By Order of the Board

Grace L. C. Ho

Company Secretary

Hong Kong, 8 April 2025

Registered Office:

16th Floor, Ocean Centre,

Harbour City, Canton Road,

Kowloon,

Hong Kong

Harbour Centre Development Limited


Notes:

(a) A shareholder entitled to attend and vote at the AGM is entitled to appoint one or more proxies to attend and, in the event of a poll, to vote in his/her stead. A proxy need not be a shareholder of the Company. In order to be valid, the proxy form together with the power of attorney or other authority, if any, under which it is signed (or a notarially certified copy of that power of attorney or authority) must be completed and returned to the Company's Share Registrar, Tricor Tengis Limited, at 17/F, Far East Finance Centre, 16 Harcourt Road, Hong Kong, not later than 11:15 a.m., on Saturday, 3 May 2025, or in case of any adjournment thereof, not less than 48 hours (exclusive of any part of a day that is a public holiday) before the time appointed for the holding of such adjourned meeting.

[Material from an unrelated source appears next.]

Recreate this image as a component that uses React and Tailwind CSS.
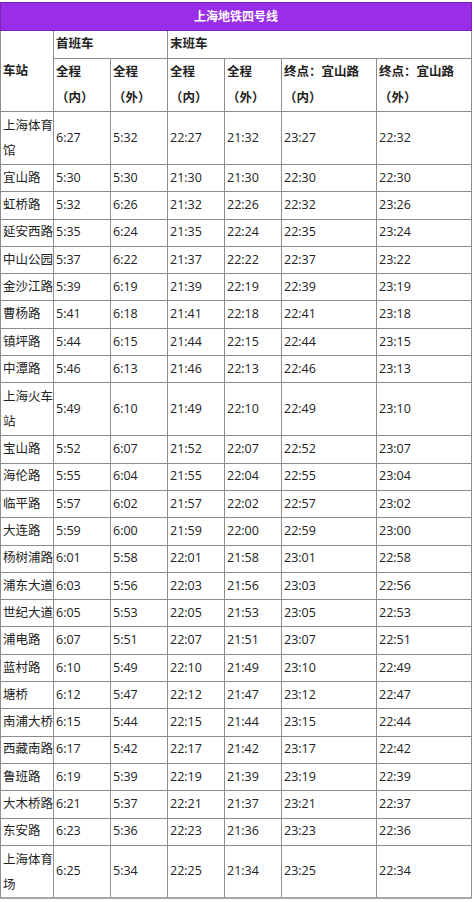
import React from "react";

const ROWS = [
  ["上海体育馆", "6:27", "5:32", "22:27", "21:32", "23:27", "22:32", true],
  ["宜山路", "5:30", "5:30", "21:30", "21:30", "22:30", "22:30"],
  ["虹桥路", "5:32", "6:26", "21:32", "22:26", "22:32", "23:26"],
  ["延安西路", "5:35", "6:24", "21:35", "22:24", "22:35", "23:24"],
  ["中山公园", "5:37", "6:22", "21:37", "22:22", "22:37", "23:22"],
  ["金沙江路", "5:39", "6:19", "21:39", "22:19", "22:39", "23:19"],
  ["曹杨路", "5:41", "6:18", "21:41", "22:18", "22:41", "23:18"],
  ["镇坪路", "5:44", "6:15", "21:44", "22:15", "22:44", "23:15"],
  ["中潭路", "5:46", "6:13", "21:46", "22:13", "22:46", "23:13"],
  ["上海火车站", "5:49", "6:10", "21:49", "22:10", "22:49", "23:10", true],
  ["宝山路", "5:52", "6:07", "21:52", "22:07", "22:52", "23:07"],
  ["海伦路", "5:55", "6:04", "21:55", "22:04", "22:55", "23:04"],
  ["临平路", "5:57", "6:02", "21:57", "22:02", "22:57", "23:02"],
  ["大连路", "5:59", "6:00", "21:59", "22:00", "22:59", "23:00"],
  ["杨树浦路", "6:01", "5:58", "22:01", "21:58", "23:01", "22:58"],
  ["浦东大道", "6:03", "5:56", "22:03", "21:56", "23:03", "22:56"],
  ["世纪大道", "6:05", "5:53", "22:05", "21:53", "23:05", "22:53"],
  ["浦电路", "6:07", "5:51", "22:07", "21:51", "23:07", "22:51"],
  ["蓝村路", "6:10", "5:49", "22:10", "21:49", "23:10", "22:49"],
  ["塘桥", "6:12", "5:47", "22:12", "21:47", "23:12", "22:47"],
  ["南浦大桥", "6:15", "5:44", "22:15", "21:44", "23:15", "22:44"],
  ["西藏南路", "6:17", "5:42", "22:17", "21:42", "23:17", "22:42"],
  ["鲁班路", "6:19", "5:39", "22:19", "21:39", "23:19", "22:39"],
  ["大木桥路", "6:21", "5:37", "22:21", "21:37", "23:21", "22:37"],
  ["东安路", "6:23", "5:36", "22:23", "21:36", "23:23", "22:36"],
  ["上海体育场", "6:25", "5:34", "22:25", "21:34", "23:25", "22:34", true],
];

const cell = "border border-[#8e8e8e] pl-[2px] align-middle";

const StationName = ({ name, tall }) =>
  tall ? (
    <span className="block leading-[25px]">
      {name.slice(0, 4)}
      <br />
      {name.slice(4)}
    </span>
  ) : (
    <span className="whitespace-nowrap">{name}</span>
  );

export default function App() {
  return (
    <div
      className="w-[474px] pt-[2px] bg-white text-[#222]"
      style={{ fontFamily: '"Open Sans", "Noto Sans CJK SC", sans-serif' }}
    >
      <table className="w-[471px] table-fixed border-collapse text-[12.5px] border-b-2 border-b-[#a8a8a8]">
        <colgroup>
          <col className="w-[53px]" />
          <col className="w-[57px]" />
          <col className="w-[57px]" />
          <col className="w-[57px]" />
          <col className="w-[57px]" />
          <col className="w-[95px]" />
          <col className="w-[95px]" />
        </colgroup>
        <thead>
          <tr className="h-[28px]">
            <th
              colSpan={7}
              className="border border-[#7624b8] bg-[#9a2ee8] text-white text-[12px] font-bold text-center align-middle"
            >
              上海地铁四号线
            </th>
          </tr>
          <tr className="h-[28px] font-bold">
            <th rowSpan={2} className={`${cell} text-left font-bold`}>
              车站
            </th>
            <th colSpan={2} className={`${cell} text-left font-bold`}>
              首班车
            </th>
            <th colSpan={4} className={`${cell} text-left font-bold`}>
              末班车
            </th>
          </tr>
          <tr className="h-[52px]">
            {["全程", "全程", "全程", "全程", "终点：宜山路", "终点：宜山路"].map((t, i) => (
              <th key={i} className={`${cell} text-left font-bold leading-[26px]`}>
                {t}
                <br />
                {i % 2 === 0 ? "（内）" : "（外）"}
              </th>
            ))}
          </tr>
        </thead>
        <tbody>
          {ROWS.map((r) => (
            <tr key={r[0]} className={r[7] ? "h-[53px]" : "h-[27.3px]"}>
              <td className={cell}>
                <StationName name={r[0]} tall={r[7]} />
              </td>
              {r.slice(1, 7).map((v, i) => (
                <td key={i} className={cell}>
                  {v}
                </td>
              ))}
            </tr>
          ))}
        </tbody>
      </table>
    </div>
  );
}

(b) Where there are joint registered holders of any share, any one of such joint holders may vote at the AGM, either personally or by proxy, in respect of such share as if he/she/it was solely entitled thereto. If more than one of such joint holders are present at the AGM personally or by proxy, that one of the joint holders so present whose name stands first on the register of members of the Company in respect of such share shall alone be entitled to vote in respect thereof.

(c) With reference to item (2) above, Mr. Stephen Tin Hoi NG, Ms. Michelle CHENG, Mr. Michael Tsai Ping SZE and Mr. Ivan Tien Li TING are proposed to be re-elected at the AGM.

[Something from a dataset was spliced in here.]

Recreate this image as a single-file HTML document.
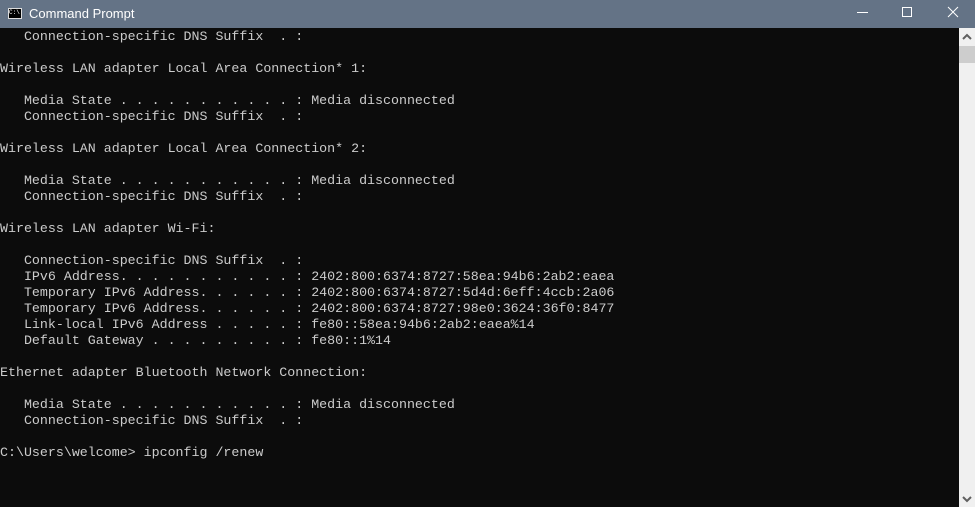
<!DOCTYPE html><html><head><style>
body{margin:0;width:975px;height:507px;overflow:hidden;background:#0c0c0c;position:relative;font-family:"Liberation Sans",sans-serif}
#t{position:absolute;left:0;top:0;width:975px;height:28px;background:#647386;color:#fff;font-size:13px}
#t .ic{position:absolute;left:8px;top:8px;width:14px;height:11px;background:#000;border:1px solid #ddd;box-sizing:border-box;color:#fff;font-size:6px;line-height:8px;font-family:"Liberation Mono",monospace}
#t .tt{position:absolute;left:29px;top:6px}
pre{position:absolute;left:0;top:29px;margin:0;color:#cccccc;font-family:"Liberation Mono",monospace;font-size:13.3px;line-height:16px}
#sb{position:absolute;left:959px;top:28px;width:16px;height:479px;background:#f0f0f0}
#th{position:absolute;left:959px;top:46px;width:16px;height:17px;background:#cdcdcd}
</style></head><body>
<div id="t"><div class="ic">C:\</div><div class="tt">Command Prompt</div>
<svg style="position:absolute;left:840px;top:0" width="135" height="28"><line x1="17" y1="12.5" x2="28" y2="12.5" stroke="#fff"/><rect x="62.5" y="7.5" width="9" height="9" fill="none" stroke="#fff"/><path d="M108 7L118 17M118 7L108 17" stroke="#fff"/></svg></div>
<pre>   Connection-specific DNS Suffix  . :

Wireless LAN adapter Local Area Connection* 1:

   Media State . . . . . . . . . . . : Media disconnected
   Connection-specific DNS Suffix  . :

Wireless LAN adapter Local Area Connection* 2:

   Media State . . . . . . . . . . . : Media disconnected
   Connection-specific DNS Suffix  . :

Wireless LAN adapter Wi-Fi:

   Connection-specific DNS Suffix  . :
   IPv6 Address. . . . . . . . . . . : 2402:800:6374:8727:58ea:94b6:2ab2:eaea
   Temporary IPv6 Address. . . . . . : 2402:800:6374:8727:5d4d:6eff:4ccb:2a06
   Temporary IPv6 Address. . . . . . : 2402:800:6374:8727:98e0:3624:36f0:8477
   Link-local IPv6 Address . . . . . : fe80::58ea:94b6:2ab2:eaea%14
   Default Gateway . . . . . . . . . : fe80::1%14

Ethernet adapter Bluetooth Network Connection:

   Media State . . . . . . . . . . . : Media disconnected
   Connection-specific DNS Suffix  . :

C:\Users\welcome> ipconfig /renew</pre>
<div id="sb"></div><div id="th"></div>
<svg style="position:absolute;left:959px;top:32px" width="16" height="10"><path d="M4 7L8 3L12 7" stroke="#606060" stroke-width="2" fill="none"/></svg>
<svg style="position:absolute;left:959px;top:494px" width="16" height="10"><path d="M4 3L8 7L12 3" stroke="#606060" stroke-width="2" fill="none"/></svg>
</body></html>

(d) With reference to item (3) above, Messrs. KPMG, Certified Public Accountants and Public Interest Entity Auditor registered in accordance with the Accounting and Financial Reporting Council Ordinance, are proposed to be re-appointed as Auditors of the Company.

(e) With reference to item (5) above, the Directors wish to state that they have no immediate plans to issue any new Shares pursuant to the mandate to be given thereunder.

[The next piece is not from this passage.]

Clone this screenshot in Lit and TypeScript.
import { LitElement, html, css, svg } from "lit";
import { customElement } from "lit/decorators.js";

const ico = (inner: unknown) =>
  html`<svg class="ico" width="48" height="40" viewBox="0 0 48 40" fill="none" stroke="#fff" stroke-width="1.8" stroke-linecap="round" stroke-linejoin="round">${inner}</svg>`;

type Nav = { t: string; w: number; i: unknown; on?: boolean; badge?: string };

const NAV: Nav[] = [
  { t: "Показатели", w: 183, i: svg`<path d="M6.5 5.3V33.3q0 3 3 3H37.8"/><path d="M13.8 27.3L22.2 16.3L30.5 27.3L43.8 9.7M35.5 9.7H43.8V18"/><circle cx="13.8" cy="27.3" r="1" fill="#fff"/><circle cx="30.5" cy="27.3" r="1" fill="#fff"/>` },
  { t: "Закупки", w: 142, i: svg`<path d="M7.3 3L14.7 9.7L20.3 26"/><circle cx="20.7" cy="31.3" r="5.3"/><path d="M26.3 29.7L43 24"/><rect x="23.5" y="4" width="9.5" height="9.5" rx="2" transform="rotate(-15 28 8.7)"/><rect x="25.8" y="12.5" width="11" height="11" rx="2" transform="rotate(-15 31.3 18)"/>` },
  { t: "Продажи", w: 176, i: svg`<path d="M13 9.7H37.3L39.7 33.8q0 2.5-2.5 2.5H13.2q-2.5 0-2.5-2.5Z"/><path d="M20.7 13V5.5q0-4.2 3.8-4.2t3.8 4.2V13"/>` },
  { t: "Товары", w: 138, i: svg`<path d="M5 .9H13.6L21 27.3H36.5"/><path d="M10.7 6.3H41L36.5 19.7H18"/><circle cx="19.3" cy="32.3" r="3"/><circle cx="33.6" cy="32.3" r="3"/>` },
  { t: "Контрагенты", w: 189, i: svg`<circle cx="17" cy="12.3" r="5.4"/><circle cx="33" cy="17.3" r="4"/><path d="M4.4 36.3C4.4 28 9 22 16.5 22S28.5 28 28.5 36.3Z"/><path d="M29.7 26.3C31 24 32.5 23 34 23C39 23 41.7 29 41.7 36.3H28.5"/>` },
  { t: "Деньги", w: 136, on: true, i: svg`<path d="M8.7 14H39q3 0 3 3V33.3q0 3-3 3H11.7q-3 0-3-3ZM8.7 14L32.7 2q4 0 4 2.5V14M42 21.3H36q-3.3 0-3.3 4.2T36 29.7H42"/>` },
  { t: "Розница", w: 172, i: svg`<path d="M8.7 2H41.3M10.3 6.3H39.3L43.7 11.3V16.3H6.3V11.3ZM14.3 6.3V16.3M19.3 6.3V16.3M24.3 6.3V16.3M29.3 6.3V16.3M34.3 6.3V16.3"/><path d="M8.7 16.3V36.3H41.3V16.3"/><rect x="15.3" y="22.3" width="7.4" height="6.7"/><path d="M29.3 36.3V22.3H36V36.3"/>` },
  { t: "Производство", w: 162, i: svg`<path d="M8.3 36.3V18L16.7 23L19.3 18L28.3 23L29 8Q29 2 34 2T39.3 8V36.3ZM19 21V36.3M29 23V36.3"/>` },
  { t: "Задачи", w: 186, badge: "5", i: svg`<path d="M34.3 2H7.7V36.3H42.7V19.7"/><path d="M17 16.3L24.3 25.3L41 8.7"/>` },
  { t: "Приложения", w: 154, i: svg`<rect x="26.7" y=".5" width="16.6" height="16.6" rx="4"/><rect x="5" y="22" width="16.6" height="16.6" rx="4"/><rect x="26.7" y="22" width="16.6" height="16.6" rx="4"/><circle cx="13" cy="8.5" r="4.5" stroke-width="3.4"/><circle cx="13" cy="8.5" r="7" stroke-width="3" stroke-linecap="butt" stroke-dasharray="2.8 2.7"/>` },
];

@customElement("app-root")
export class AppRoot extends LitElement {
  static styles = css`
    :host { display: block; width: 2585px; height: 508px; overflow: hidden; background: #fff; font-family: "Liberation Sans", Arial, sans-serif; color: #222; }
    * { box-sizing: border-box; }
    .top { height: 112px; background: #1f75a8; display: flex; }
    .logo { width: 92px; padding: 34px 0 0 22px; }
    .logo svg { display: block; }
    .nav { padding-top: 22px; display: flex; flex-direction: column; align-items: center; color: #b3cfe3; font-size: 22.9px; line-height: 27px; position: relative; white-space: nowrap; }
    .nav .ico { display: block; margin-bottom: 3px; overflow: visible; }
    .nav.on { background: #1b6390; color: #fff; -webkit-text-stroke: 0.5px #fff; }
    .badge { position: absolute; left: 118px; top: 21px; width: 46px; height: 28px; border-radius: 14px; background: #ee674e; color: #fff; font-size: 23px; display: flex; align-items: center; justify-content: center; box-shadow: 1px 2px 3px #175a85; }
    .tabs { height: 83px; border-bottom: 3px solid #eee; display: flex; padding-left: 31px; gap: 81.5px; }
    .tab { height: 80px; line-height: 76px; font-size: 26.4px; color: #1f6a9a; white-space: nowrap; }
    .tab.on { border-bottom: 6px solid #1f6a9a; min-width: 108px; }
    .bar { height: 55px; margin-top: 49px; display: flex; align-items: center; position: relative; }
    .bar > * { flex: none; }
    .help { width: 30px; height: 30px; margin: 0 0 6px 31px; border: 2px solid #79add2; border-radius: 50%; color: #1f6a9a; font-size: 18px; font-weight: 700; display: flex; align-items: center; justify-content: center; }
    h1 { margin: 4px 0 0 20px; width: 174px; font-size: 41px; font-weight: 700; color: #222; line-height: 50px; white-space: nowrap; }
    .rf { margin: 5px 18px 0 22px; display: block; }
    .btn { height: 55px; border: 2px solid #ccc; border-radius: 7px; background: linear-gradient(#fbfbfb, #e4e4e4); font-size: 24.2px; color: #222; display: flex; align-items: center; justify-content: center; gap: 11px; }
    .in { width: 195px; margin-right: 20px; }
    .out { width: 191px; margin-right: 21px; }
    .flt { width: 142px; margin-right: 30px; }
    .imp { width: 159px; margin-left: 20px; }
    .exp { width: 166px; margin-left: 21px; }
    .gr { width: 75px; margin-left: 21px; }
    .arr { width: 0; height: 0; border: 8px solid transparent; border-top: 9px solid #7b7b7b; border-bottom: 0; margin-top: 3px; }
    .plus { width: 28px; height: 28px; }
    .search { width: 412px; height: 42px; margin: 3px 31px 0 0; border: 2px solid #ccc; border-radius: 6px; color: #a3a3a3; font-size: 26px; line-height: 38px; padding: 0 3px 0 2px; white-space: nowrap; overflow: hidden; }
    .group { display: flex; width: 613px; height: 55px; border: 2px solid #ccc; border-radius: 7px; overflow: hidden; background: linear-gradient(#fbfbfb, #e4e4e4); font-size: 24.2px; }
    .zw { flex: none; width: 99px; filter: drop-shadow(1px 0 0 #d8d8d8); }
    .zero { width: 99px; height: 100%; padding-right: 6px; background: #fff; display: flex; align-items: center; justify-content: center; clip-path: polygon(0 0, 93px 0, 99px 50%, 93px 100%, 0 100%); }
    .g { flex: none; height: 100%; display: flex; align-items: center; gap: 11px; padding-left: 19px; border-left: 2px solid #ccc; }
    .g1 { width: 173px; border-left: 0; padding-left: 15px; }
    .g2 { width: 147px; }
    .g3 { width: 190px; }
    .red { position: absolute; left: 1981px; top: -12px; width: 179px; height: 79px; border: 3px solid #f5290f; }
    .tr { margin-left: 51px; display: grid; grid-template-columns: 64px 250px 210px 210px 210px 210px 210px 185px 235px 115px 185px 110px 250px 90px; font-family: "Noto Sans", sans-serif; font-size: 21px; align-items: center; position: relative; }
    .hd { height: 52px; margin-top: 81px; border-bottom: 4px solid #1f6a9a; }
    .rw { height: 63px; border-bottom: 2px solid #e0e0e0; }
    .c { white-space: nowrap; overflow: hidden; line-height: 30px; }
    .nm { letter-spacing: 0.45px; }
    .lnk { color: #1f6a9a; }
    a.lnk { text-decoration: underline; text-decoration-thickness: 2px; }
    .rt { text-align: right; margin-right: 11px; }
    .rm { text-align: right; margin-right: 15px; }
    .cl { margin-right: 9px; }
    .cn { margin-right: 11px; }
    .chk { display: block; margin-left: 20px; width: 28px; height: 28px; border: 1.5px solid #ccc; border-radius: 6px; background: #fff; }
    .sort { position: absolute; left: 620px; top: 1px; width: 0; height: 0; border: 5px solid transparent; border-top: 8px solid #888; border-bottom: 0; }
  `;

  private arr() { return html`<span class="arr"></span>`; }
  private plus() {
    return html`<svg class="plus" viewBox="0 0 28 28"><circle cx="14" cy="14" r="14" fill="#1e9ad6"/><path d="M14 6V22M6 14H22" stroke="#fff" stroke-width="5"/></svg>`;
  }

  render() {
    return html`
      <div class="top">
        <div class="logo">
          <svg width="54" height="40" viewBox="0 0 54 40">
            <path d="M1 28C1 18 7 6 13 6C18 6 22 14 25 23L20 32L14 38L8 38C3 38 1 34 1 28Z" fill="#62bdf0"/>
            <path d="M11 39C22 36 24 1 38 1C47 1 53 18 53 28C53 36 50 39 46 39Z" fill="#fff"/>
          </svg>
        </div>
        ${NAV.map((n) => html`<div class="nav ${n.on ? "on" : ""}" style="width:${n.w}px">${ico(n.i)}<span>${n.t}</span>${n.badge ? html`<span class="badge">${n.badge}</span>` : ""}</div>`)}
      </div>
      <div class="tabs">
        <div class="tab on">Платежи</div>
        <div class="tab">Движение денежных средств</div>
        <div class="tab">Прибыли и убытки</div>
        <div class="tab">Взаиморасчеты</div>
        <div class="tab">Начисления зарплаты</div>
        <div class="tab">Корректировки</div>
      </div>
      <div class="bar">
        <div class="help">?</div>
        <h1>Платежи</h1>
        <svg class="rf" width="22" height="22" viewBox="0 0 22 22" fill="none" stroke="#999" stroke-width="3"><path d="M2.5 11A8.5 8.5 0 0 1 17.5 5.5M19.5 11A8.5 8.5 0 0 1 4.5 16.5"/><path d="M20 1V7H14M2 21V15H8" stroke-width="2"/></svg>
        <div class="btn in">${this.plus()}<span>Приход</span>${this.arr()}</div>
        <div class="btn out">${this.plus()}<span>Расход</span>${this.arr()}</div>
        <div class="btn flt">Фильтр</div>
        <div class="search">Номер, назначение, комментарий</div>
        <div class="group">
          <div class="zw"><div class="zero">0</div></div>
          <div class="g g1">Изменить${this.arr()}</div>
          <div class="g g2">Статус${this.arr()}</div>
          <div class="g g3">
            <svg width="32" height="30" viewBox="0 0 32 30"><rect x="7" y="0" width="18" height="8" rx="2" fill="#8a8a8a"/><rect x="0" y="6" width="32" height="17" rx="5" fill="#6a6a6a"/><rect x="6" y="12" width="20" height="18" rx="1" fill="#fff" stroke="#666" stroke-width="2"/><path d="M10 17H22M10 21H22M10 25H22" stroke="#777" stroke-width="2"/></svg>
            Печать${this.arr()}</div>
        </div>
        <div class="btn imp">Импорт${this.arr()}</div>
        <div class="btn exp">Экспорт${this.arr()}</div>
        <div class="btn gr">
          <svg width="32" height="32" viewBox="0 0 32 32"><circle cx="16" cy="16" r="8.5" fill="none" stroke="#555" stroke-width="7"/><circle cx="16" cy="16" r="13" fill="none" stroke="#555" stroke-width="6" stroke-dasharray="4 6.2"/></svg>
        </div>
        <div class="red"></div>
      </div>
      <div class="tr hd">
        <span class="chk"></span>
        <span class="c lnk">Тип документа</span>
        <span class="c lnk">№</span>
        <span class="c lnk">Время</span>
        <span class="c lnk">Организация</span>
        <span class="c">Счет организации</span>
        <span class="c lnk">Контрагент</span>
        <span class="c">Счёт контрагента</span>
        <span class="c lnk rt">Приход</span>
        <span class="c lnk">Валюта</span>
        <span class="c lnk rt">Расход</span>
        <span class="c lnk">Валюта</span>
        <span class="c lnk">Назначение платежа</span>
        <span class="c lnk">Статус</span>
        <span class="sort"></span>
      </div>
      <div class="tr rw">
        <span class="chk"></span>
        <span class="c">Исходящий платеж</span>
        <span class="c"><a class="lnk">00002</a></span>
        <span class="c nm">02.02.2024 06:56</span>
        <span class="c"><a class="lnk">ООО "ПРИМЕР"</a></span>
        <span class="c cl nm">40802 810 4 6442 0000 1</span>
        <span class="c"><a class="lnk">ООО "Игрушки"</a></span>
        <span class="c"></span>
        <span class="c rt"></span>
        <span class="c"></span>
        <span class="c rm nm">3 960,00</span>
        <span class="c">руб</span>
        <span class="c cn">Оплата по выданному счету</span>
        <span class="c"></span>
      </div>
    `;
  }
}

(f) Pursuant to Rule 13.39(4) of the Listing Rules, Chairman of the AGM will put each of the above resolutions to be voted by way of a poll under Article 75 of the Articles of Association of the Company.

(g) The Register of Members of the Company will be closed from Wednesday, 30 April 2025 to Wednesday, 7 May 2025, both days inclusive, during which period no transfer of Shares can be registered. In order to ascertain shareholders' right for the purpose of attending and voting at the AGM, all transfers, accompanied by the relevant share certificates, must be lodged with the Company's Share Registrar, Tricor Tengis Limited, at 17/F, Far East Finance Centre, 16 Harcourt Road, Hong Kong, not later than 4:30 p.m. on Tuesday, 29 April 2025.

(h) If a tropical cyclone warning signal no. 8 or above is hoisted, or "extreme conditions after super typhoons" announced by the HKSAR Government is in force at or after 9:30 a.m. on the date of the AGM, the meeting will be postponed or adjourned. The Company will publish an announcement on the respective websites of the Hong Kong Exchanges and Clearing Limited (www.hkesnews.hk) and the Company (www.harbourcentre.com.hk) to notify shareholders of the date, time and venue of the rescheduled meeting.

(i) The translation into Chinese language of this document is for reference only. In case of any inconsistency, the English version shall prevail.